One example that comes to mind is an organization that we visited in Spring of 2019 in Manhattan. They were very excited to show us their Data Science project which they had rolled out. Mind you this was a mature organization which had multiple data integration and BI deployments in the past. The Business Stakeholders had caught the Data Science bug and decided to build a new team in the organization that could help deploy a new program. As we went through their deployment, one thing that became very clear is that there wasn’t really any “Science” going on. Rather what had happened was that the Data Science team stood up a competing Data Warehouse within the organization which created a data siloing problem, leading to executives being unsure of which source of truth was right. What’s more, the Data Science team wasn’t building a discovery platform but rather a data distribution platform. There was no science being done in their data science program. What the organization was left with was maintaining two competing teams supporting their own factions within the company. Interestingly enough, the organization seemed completely unaware of this mess and was more excited by the fact that they were using data science tools. After some careful solution architecture sessions from INTRICITY, the organization realized the mess that had been created.
When you read an article about a breakthrough that scientists have made, do you expect it to be usable to the general public right away? I’m sure in some rare cases it happens, but usually there are huge lags before we can make those discoveries practical. Often it turns out that the assumptions were wrong or that the circumstances for the discovery only apply to a certain scenario.
As scientific ideas begin to approach the complexity of scale to the masses, the science gets the ultimate proof of value. But getting there is complex. Elon Musk underscored, “the difficulty and value of manufacturing is underappreciated." He told journalists, "It's relatively easy to make a prototype but extremely difficult to mass manufacture a vehicle reliably at scale. Even for rocket science, it's probably a factor of 10 harder to design a manufacturing system for a rocket than to design the rocket.
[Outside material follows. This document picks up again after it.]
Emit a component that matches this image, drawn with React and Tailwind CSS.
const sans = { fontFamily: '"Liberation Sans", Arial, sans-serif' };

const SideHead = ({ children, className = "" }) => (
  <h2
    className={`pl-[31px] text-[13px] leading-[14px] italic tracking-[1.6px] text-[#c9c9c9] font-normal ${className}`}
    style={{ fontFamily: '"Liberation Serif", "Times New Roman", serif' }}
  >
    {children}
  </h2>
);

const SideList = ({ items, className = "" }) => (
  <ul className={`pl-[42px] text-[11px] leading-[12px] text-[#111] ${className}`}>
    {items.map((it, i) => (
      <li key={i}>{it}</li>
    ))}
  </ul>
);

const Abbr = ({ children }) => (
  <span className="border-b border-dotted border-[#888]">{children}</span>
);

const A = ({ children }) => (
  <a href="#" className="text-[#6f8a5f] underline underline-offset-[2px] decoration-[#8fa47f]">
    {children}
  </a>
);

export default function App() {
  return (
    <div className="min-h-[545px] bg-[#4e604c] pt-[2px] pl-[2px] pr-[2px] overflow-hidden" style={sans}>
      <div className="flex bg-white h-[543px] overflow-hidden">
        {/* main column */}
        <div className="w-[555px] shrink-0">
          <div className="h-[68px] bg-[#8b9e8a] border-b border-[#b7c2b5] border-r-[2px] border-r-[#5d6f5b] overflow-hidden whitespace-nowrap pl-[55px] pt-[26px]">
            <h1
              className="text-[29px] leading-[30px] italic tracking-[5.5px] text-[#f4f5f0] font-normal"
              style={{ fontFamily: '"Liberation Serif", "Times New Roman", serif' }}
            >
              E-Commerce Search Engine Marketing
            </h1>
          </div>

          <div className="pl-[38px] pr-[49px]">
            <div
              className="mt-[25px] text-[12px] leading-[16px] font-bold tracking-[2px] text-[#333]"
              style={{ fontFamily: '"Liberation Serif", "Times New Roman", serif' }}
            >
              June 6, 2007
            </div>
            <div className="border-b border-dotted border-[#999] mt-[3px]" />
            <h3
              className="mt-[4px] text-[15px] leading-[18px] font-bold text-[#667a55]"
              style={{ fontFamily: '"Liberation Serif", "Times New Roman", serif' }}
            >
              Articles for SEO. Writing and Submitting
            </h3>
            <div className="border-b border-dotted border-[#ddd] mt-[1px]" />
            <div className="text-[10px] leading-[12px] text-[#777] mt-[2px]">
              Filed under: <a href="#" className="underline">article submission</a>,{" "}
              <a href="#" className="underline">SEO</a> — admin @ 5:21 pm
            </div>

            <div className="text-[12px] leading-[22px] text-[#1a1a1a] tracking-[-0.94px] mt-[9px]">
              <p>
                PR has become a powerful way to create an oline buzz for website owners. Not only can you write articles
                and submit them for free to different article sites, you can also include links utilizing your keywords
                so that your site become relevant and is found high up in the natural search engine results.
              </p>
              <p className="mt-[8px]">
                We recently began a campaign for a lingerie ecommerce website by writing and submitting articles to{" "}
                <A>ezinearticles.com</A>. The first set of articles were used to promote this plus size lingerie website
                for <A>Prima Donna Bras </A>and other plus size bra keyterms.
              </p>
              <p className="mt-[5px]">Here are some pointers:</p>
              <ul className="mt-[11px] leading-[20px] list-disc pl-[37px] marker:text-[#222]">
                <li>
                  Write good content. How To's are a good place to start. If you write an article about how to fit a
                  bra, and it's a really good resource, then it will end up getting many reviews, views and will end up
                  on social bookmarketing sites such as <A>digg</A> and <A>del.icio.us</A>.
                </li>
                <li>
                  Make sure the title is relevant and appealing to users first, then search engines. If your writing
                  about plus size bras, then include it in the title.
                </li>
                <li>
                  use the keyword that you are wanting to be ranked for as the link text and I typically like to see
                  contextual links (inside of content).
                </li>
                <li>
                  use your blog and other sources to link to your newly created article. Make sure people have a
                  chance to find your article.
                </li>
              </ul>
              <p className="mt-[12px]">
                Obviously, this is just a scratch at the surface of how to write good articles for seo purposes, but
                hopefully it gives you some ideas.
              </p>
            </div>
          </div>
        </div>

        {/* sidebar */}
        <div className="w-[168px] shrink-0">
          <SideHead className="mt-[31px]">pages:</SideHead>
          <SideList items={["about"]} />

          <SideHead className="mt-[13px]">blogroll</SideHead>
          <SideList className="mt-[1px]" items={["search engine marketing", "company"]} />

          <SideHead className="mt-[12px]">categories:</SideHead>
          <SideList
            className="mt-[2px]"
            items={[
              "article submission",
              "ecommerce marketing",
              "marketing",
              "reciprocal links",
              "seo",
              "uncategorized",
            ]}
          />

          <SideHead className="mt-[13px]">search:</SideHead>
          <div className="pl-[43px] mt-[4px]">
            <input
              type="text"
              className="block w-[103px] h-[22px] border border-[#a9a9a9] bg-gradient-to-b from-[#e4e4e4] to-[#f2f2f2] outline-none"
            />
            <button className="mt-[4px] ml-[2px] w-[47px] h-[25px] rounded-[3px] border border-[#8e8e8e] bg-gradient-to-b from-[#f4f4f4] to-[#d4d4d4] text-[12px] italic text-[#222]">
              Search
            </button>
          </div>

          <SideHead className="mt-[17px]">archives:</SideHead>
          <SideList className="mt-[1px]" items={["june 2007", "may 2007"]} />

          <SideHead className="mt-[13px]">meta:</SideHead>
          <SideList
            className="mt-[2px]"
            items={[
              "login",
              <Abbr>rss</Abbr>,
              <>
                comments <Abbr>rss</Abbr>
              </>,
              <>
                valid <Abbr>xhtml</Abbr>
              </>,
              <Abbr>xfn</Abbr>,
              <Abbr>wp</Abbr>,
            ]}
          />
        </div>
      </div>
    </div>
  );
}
For cars it's maybe 100 times harder to design the manufacturing system than the car itself."
One fundamental element of doing Science is a Big 5 trait called Openness, which is being open to new ideas, discoveries, and avoiding hard boundaries. This trait allows questions to be asked that traverse the walled gardens of our assumptions, corporate rulebooks, and legal red tape. Additionally, it allows us to live outside the rigid data schemas and integration routines that narrow the organizations focus to drive efficiency. This is the world that data science needs to live in to successfully craft the questions which will lead to greater efficiencies and opportunities for an organization’s future.
We spend a lot more time talking about science than we do scale. Elon Musk was right when he said, “The difficulty and value of manufacturing is underappreciated.” The task of setting up the framework for automating repetition at scale requires all the avoided assumptions and rules to come rushing back into the picture. The prototype discoveries have to square up with the reality of the existing processes, structure, rules, and technical limitations of the real world.
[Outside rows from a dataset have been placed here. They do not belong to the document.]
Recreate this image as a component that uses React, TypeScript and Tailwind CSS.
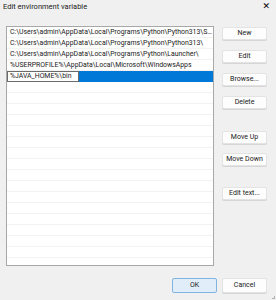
const paths = [
  "C:\\Users\\admin\\AppData\\Local\\Programs\\Python\\Python313\\Scripts\\",
  "C:\\Users\\admin\\AppData\\Local\\Programs\\Python\\Python313\\",
  "C:\\Users\\admin\\AppData\\Local\\Programs\\Python\\Launcher\\",
  "%USERPROFILE%\\AppData\\Local\\Microsoft\\WindowsApps",
];

const emptyRows = Array.from({ length: 17 });

function SideButton({ label, className = "" }: { label: string; className?: string }) {
  return (
    <button
      type="button"
      className={`w-[45px] h-[13px] bg-[#fdfdfd] border border-[#e3e3e3] rounded-[2px] text-[7px] leading-none text-[#1a1a1a] whitespace-nowrap shadow-[0_1px_0_#d6d6d6] ${className}`}
    >
      {label}
    </button>
  );
}

export default function App() {
  return (
    <div
      className="w-[276px] h-[300px] bg-[#f0f0f0] flex flex-col relative overflow-hidden"
      style={{ fontFamily: 'Roboto, "Noto Sans", sans-serif' }}
    >
      {/* title bar */}
      <div className="h-[13px] grid grid-cols-[1fr_auto] items-center pl-[3px] pr-[6px]">
        <span className="text-[7.5px] text-[#1a1a1a]">Edit environment variable</span>
        <span
          className="text-[9px] leading-none text-[#000]"
          style={{ fontFamily: '"DejaVu Sans", sans-serif' }}
        >
          ✕
        </span>
      </div>

      <div className="flex pt-[13px] pl-[6px]">
        {/* path list */}
        <div className="w-[208px] h-[240px] bg-white border border-[#a8a8a8] overflow-hidden flex flex-col">
          {paths.map((p) => (
            <div
              key={p}
              className="h-[11px] shrink-0 border-b border-[#f2f2f2] pl-[3px] text-[6.9px] leading-[10px] text-[#1a1a1a] whitespace-nowrap overflow-hidden text-ellipsis"
            >
              {p}
            </div>
          ))}
          <div className="h-[11px] shrink-0 flex bg-[#0078d7]">
            <div className="w-[72px] h-[11px] bg-white border border-[#6b6b6b] pl-[2px] text-[6.9px] leading-[9px] text-[#1a1a1a] whitespace-nowrap">
              %JAVA_HOME%\bin
            </div>
          </div>
          {emptyRows.map((_, i) => (
            <div key={i} className="h-[11px] shrink-0 border-b border-[#f2f2f2]" />
          ))}
        </div>

        {/* buttons */}
        <div className="flex flex-col ml-[8px] pt-[1px]">
          <SideButton label="New" />
          <SideButton label="Edit" className="mt-[10px]" />
          <SideButton label="Browse..." className="mt-[10px]" />
          <SideButton label="Delete" className="mt-[10px]" />
          <SideButton label="Move Up" className="mt-[22px]" />
          <SideButton label="Move Down" className="mt-[9px]" />
          <SideButton label="Edit text..." className="mt-[21px]" />
        </div>
      </div>

      {/* footer */}
      <div className="flex justify-end gap-[5px] pr-[9px] mt-[12px]">
        <button
          type="button"
          className="w-[45px] h-[15px] bg-[#e1eefa] border border-[#7fb4e3] rounded-[2px] text-[7px] leading-none text-[#1a1a1a]"
        >
          OK
        </button>
        <button
          type="button"
          className="w-[45px] h-[15px] bg-[#fdfdfd] border border-[#e3e3e3] rounded-[2px] text-[7px] leading-none text-[#1a1a1a] shadow-[0_1px_0_#d6d6d6]"
        >
          Cancel
        </button>
      </div>

      {/* resize grip */}
      <div className="absolute right-[1px] bottom-[1px] w-[3px] h-[3px] border-r border-b border-[#b0b0b0]" />
    </div>
  );
}
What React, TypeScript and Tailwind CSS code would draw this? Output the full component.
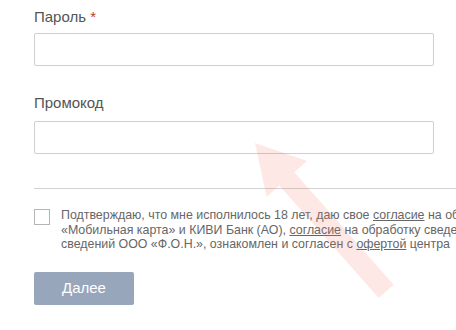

One fundamental element of creating Scale is a Big 5 trait called Conscientiousness, which is probably better termed as Orderliness. These are the traits of structure, timeliness, order, and predictability. Orderliness appeals to repetition because we can rely on the consistency of the results. In turn this consistency allows organizations to profit from a predictable outcome, and further tune that outcome to maximize the profits. This is the world that data integration and data warehousing lives in. Applying schema and logic to raw data is what can successfully scale information delivery to 100s or even 1000s of users. I’ll call this Information at Scale.
For years I’ve been trying to draw a parallel description for how to explain the Science vs Scale concept in more concrete terms, terms that could be used as a grey line of demarcation between the two disciplines. While listening to a podcast the terms “Probabilistic vs Deterministic” came up, I quickly wrote it down. That was the term which could provide enough of a delineation between Data Science and Information at Scale.
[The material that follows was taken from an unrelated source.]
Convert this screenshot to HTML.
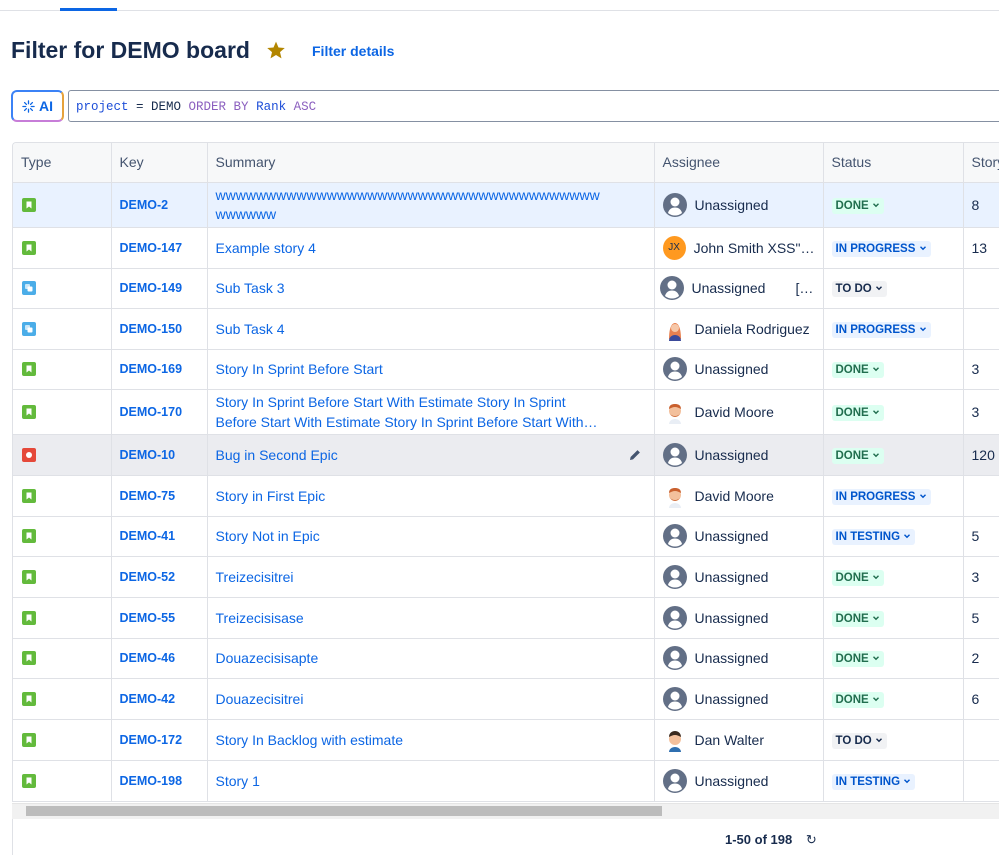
<!DOCTYPE html>
<html><head><meta charset="utf-8">
<style>
*{box-sizing:border-box;margin:0;padding:0}
body{width:999px;height:855px;overflow:hidden;background:#fff;font-family:"Liberation Sans",sans-serif;color:#172b4d;position:relative}
.topline{position:absolute;left:0;top:10px;width:999px;height:1px;background:#dfe1e6}
.tab{position:absolute;left:60px;top:8px;width:57px;height:3px;background:#0c66e4}
h1{position:absolute;left:11px;top:37px;font-size:23px;font-weight:700;color:#172b4d}
.star{position:absolute;left:266px;top:40px}
.fd{position:absolute;left:312px;top:43px;font-size:14px;color:#0c66e4;font-weight:700}
.ai{position:absolute;left:11px;top:90px;width:53px;height:32px;border-radius:6px;border:2px solid #3b82f6;border-right-color:#e6a23c;border-bottom-color:#c77dd8;font-size:14px;font-weight:700;color:#0c66e4;display:flex;align-items:center;justify-content:center;gap:4px}
.q{position:absolute;left:68px;top:90px;width:940px;height:32px;border:1px solid #8590a2;border-radius:3px;font-family:"Liberation Mono",monospace;font-size:12.5px;padding:9px 7px;color:#172b4d}
.kw{color:#8b5fbf}.fl{color:#1d4ed8}
.wrap{position:absolute;left:12px;top:142px;width:1000px;height:660px;overflow:hidden;border-left:1px solid #dfe1e6;border-top:1px solid #dfe1e6;border-radius:4px 0 0 0}
table{border-collapse:collapse;table-layout:fixed;width:1000px}
td,th{border-right:1px solid #dfe1e6;border-bottom:1px solid #dfe1e6;font-size:14px;padding:0 8px;vertical-align:middle;white-space:nowrap;overflow:hidden}
th{height:39px;background:#f7f8f9;text-align:left;font-weight:400;color:#44546f}
td.k{font-weight:700;color:#0c66e4;font-size:12.5px}
td.s{color:#0c66e4;white-space:normal;line-height:20px}
tr.sel td{background:#e9f2ff}
tr.hov td{background:#ebecf0}
.as{display:flex;align-items:center;gap:8px;color:#172b4d}
.lz{display:inline-block;font-size:11.5px;font-weight:700;padding:2px 4px;border-radius:3px}
.done{background:#dcfff1;color:#216e4e}
.prog{background:#e9f2ff;color:#0055cc}
.todo{background:#f1f2f4;color:#172b4d}
.ti{display:block;width:14px;height:14px;margin-left:1px}
.sb{position:absolute;left:12px;top:803px;width:990px;height:16px;background:#f1f1f1;border-top:1px solid #e5e5e5}
.th{position:absolute;left:26px;top:806px;width:636px;height:10px;background:#bcbcbc}
.ft{position:absolute;left:12px;top:819px;width:990px;height:36px;border-left:1px solid #dfe1e6}
.pg{position:absolute;left:725px;top:832px;font-size:13px;font-weight:700;color:#172b4d}
</style></head><body>
<div class="topline"></div><div class="tab"></div>
<h1>Filter for DEMO board</h1>
<svg class="star" width="20" height="20" viewBox="0 0 24 24"><path d="M12 2l3 7 7.5.6-5.7 5 1.8 7.4L12 18l-6.6 4 1.8-7.4-5.7-5L9 9z" fill="#b38600"/></svg>
<div class="fd">Filter details</div>
<div class="ai"><svg width="13" height="13" viewBox="0 0 14 14" stroke="#0c66e4" stroke-width="1.4" stroke-linecap="round"><path d="M7 1v3M7 10v3M1 7h3M10 7h3M2.8 2.8l2 2M9.2 9.2l2 2M2.8 11.2l2-2M9.2 4.8l2-2"/></svg>AI</div>
<div class="q"><span class="fl">project</span> = DEMO <span class="kw">ORDER BY</span> <span class="fl">Rank</span> <span class="kw">ASC</span></div>
<svg width="0" height="0" style="position:absolute"><defs>
<symbol id="u" viewBox="0 0 24 24"><circle cx="12" cy="12" r="12" fill="#626f86"/><circle cx="12" cy="9" r="4.5" fill="#fff"/><path d="M5 20c1-4 4-5.5 7-5.5s6 1.5 7 5.5a11 11 0 0 1-14 0z" fill="#fff"/></symbol>
<symbol id="st" viewBox="0 0 14 14"><rect width="14" height="14" rx="2" fill="#63ba3c"/><path d="M4.5 3.5h5v7L7 8.5 4.5 10.5z" fill="#fff"/></symbol>
<symbol id="sub" viewBox="0 0 14 14"><rect width="14" height="14" rx="2" fill="#4bade8"/><rect x="3" y="3" width="5" height="5" rx="1" fill="#fff" opacity=".7"/><rect x="5.5" y="5.5" width="5" height="5" rx="1" fill="#fff"/></symbol>
<symbol id="bug" viewBox="0 0 14 14"><rect width="14" height="14" rx="2" fill="#e5493a"/><circle cx="7" cy="7" r="3" fill="#fff"/></symbol>
<symbol id="f" viewBox="0 0 24 24"><path d="M6 22c0-6 1-16 6-16s6 10 6 16z" fill="#e8804f"/><circle cx="12" cy="11" r="4" fill="#f6c7a8"/><path d="M6 24c0-4 3-6 6-6s6 2 6 6z" fill="#3b4a9a"/></symbol>
<symbol id="m" viewBox="0 0 24 24"><circle cx="12" cy="11" r="6" fill="#f3c09c"/><path d="M6 9c0-4 3-5 6-5s6 1 6 5c-2-1-4-2-6-2S8 8 6 9z" fill="#c9602e"/><path d="M7 13c1 5 9 5 10 0-1 4-9 4-10 0z" fill="#c9602e"/><path d="M6 24c0-3 3-5 6-5s6 2 6 5z" fill="#e9eef5"/></symbol>
<symbol id="d" viewBox="0 0 24 24"><circle cx="12" cy="11" r="6" fill="#f3c09c"/><path d="M6 9c0-4 3-6 6-6s6 2 6 6c-2-1-4-2-6-2S8 8 6 9z" fill="#3a2a1f"/><path d="M6 24c0-3 3-5 6-5s6 2 6 5z" fill="#2f6fb0"/></symbol>
<symbol id="cv" viewBox="0 0 8 8"><path d="M1.5 2.8L4 5.3 6.5 2.8" stroke="currentColor" stroke-width="1.4" fill="none"/></symbol>
</defs></svg>
<div class="wrap"><table>
<colgroup><col style="width:98px"><col style="width:96px"><col style="width:447px"><col style="width:169px"><col style="width:140px"><col style="width:50px"></colgroup>
<tr><th>Type</th><th>Key</th><th>Summary</th><th>Assignee</th><th>Status</th><th>Story</th></tr>
<tr class="sel" style="height:45px"><td><svg class="ti"><use href="#st"/></svg></td><td class="k">DEMO-2</td><td class="s" style="line-height:19px">wwwwwwwwwwwwwwwwwwwwwwwwwwwwwwwwwwwwww<br>wwwwww</td><td><div class="as"><svg width="24" height="24"><use href="#u"/></svg>Unassigned</div></td><td><span class="lz done">DONE <svg width="8" height="8"><use href="#cv"/></svg></span></td><td>8</td></tr>
<tr style="height:41px"><td><svg class="ti"><use href="#st"/></svg></td><td class="k">DEMO-147</td><td class="s">Example story 4</td><td><div class="as"><span style="width:24px;height:24px;border-radius:50%;background:#ff991f;font-size:10px;display:flex;align-items:center;justify-content:center;color:#172b4d">JX</span>John Smith XSS"…</div></td><td><span class="lz prog">IN PROGRESS <svg width="8" height="8"><use href="#cv"/></svg></span></td><td>13</td></tr>
<tr style="height:40px"><td><svg class="ti"><use href="#sub"/></svg></td><td class="k">DEMO-149</td><td class="s">Sub Task 3</td><td style="padding-left:5px"><div class="as"><svg width="24" height="24"><use href="#u"/></svg>Unassigned<span style="margin-left:22px">[…</span></div></td><td><span class="lz todo">TO DO <svg width="8" height="8"><use href="#cv"/></svg></span></td><td></td></tr>
<tr style="height:41px"><td><svg class="ti"><use href="#sub"/></svg></td><td class="k">DEMO-150</td><td class="s">Sub Task 4</td><td><div class="as"><svg width="24" height="24"><use href="#f"/></svg>Daniela Rodriguez</div></td><td><span class="lz prog">IN PROGRESS <svg width="8" height="8"><use href="#cv"/></svg></span></td><td></td></tr>
<tr style="height:40px"><td><svg class="ti"><use href="#st"/></svg></td><td class="k">DEMO-169</td><td class="s">Story In Sprint Before Start</td><td><div class="as"><svg width="24" height="24"><use href="#u"/></svg>Unassigned</div></td><td><span class="lz done">DONE <svg width="8" height="8"><use href="#cv"/></svg></span></td><td>3</td></tr>
<tr style="height:45px"><td><svg class="ti"><use href="#st"/></svg></td><td class="k">DEMO-170</td><td class="s">Story In Sprint Before Start With Estimate Story In Sprint<br>Before Start With Estimate Story In Sprint Before Start With…</td><td><div class="as"><svg width="24" height="24"><use href="#m"/></svg>David Moore</div></td><td><span class="lz done">DONE <svg width="8" height="8"><use href="#cv"/></svg></span></td><td>3</td></tr>
<tr class="hov" style="height:41px"><td><svg class="ti"><use href="#bug"/></svg></td><td class="k">DEMO-10</td><td class="s" style="position:relative">Bug in Second Epic<svg style="position:absolute;right:12px;top:13px" width="14" height="14" viewBox="0 0 14 14"><path d="M2 12l.6-3L9.5 2.1l2.4 2.4L5 11.4z" fill="#44546f"/></svg></td><td><div class="as"><svg width="24" height="24"><use href="#u"/></svg>Unassigned</div></td><td><span class="lz done">DONE <svg width="8" height="8"><use href="#cv"/></svg></span></td><td>120</td></tr>
<tr style="height:41px"><td><svg class="ti"><use href="#st"/></svg></td><td class="k">DEMO-75</td><td class="s">Story in First Epic</td><td><div class="as"><svg width="24" height="24"><use href="#m"/></svg>David Moore</div></td><td><span class="lz prog">IN PROGRESS <svg width="8" height="8"><use href="#cv"/></svg></span></td><td></td></tr>
<tr style="height:40px"><td><svg class="ti"><use href="#st"/></svg></td><td class="k">DEMO-41</td><td class="s">Story Not in Epic</td><td><div class="as"><svg width="24" height="24"><use href="#u"/></svg>Unassigned</div></td><td><span class="lz prog">IN TESTING <svg width="8" height="8"><use href="#cv"/></svg></span></td><td>5</td></tr>
<tr style="height:41px"><td><svg class="ti"><use href="#st"/></svg></td><td class="k">DEMO-52</td><td class="s">Treizecisitrei</td><td><div class="as"><svg width="24" height="24"><use href="#u"/></svg>Unassigned</div></td><td><span class="lz done">DONE <svg width="8" height="8"><use href="#cv"/></svg></span></td><td>3</td></tr>
<tr style="height:41px"><td><svg class="ti"><use href="#st"/></svg></td><td class="k">DEMO-55</td><td class="s">Treizecisisase</td><td><div class="as"><svg width="24" height="24"><use href="#u"/></svg>Unassigned</div></td><td><span class="lz done">DONE <svg width="8" height="8"><use href="#cv"/></svg></span></td><td>5</td></tr>
<tr style="height:40px"><td><svg class="ti"><use href="#st"/></svg></td><td class="k">DEMO-46</td><td class="s">Douazecisisapte</td><td><div class="as"><svg width="24" height="24"><use href="#u"/></svg>Unassigned</div></td><td><span class="lz done">DONE <svg width="8" height="8"><use href="#cv"/></svg></span></td><td>2</td></tr>
<tr style="height:41px"><td><svg class="ti"><use href="#st"/></svg></td><td class="k">DEMO-42</td><td class="s">Douazecisitrei</td><td><div class="as"><svg width="24" height="24"><use href="#u"/></svg>Unassigned</div></td><td><span class="lz done">DONE <svg width="8" height="8"><use href="#cv"/></svg></span></td><td>6</td></tr>
<tr style="height:41px"><td><svg class="ti"><use href="#st"/></svg></td><td class="k">DEMO-172</td><td class="s">Story In Backlog with estimate</td><td><div class="as"><svg width="24" height="24"><use href="#d"/></svg>Dan Walter</div></td><td><span class="lz todo">TO DO <svg width="8" height="8"><use href="#cv"/></svg></span></td><td></td></tr>
<tr style="height:41px"><td><svg class="ti"><use href="#st"/></svg></td><td class="k">DEMO-198</td><td class="s">Story 1</td><td><div class="as"><svg width="24" height="24"><use href="#u"/></svg>Unassigned</div></td><td><span class="lz prog">IN TESTING <svg width="8" height="8"><use href="#cv"/></svg></span></td><td></td></tr>
<tr style="height:20px"><td></td><td></td><td></td><td></td><td></td><td></td></tr>
</table></div>
<div class="sb"></div><div class="th"></div>
<div class="ft"></div>
<div class="pg">1-50 of 198 <span style="margin-left:10px;font-weight:400">↻</span></div>
</body></html>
Due to the experimental nature of Data Science and the need to test unseen factors, we often live in the world of probabilities. Even at the core of machine learning is a bunch of little weighted probabilities firing that spit out results.
So the question we can ask ourselves from a project perspective is, “What kind of work am I doing on the data?” If the nature of the project is highly probabilistic it probably should live in the realm of your data science team.
On the other hand if we are deterministically conforming data attributes so they can be expressed in a reusable data schema, then we should be leveraging our data integration team.
So how do we mix and mingle the strengths of both teams to maximize their contribution to an organization? One point of “scale” that Data Science teams need is reliable access to corporate data sources. The Data Integration teams can play a central role in ensuring that the Data-to-Information process includes a landing zone which supports the Data Science activities. In a solution architecture this usually expresses itself in a Data Lake. This provides a place for Data Science teams to take advantage of the freedom to explore raw data feeds from the corporate data sources, and ensures low barriers of entry for adding new data.
Drawing from the Data Lake is a data integration and conformity layer which ultimately becomes the Data Warehouse. This data warehouse acts as a location where the agreed logic for how data is to be perceived can be fully described. Additionally it acts as a location which the whole business can call the “best version of the truth.” While the purpose of the data warehouse is to feed the broad business community, it doesn’t exclude the data scientists. Indeed the Data Warehouse can save Data Science teams 1000s of hours of repetitive data munging out of the Data Lake to make discoveries.
As data science teams uncover discoveries regarding the business and its processes, these discoveries enter a vetting and promotion process so their data can be leveraged with the existing data warehouse. This ensures that discoveries are incorporated into the “manufacturing process” of turning data into information for the business and they don’t develop separate silos that will confuse the business.
The goal is to strike a balance between openness and orderliness. Both are important components in any organization. When openness overrules orderliness we end up with chaos. When orderliness overrules openness, organizations become unaware of their potential and threats.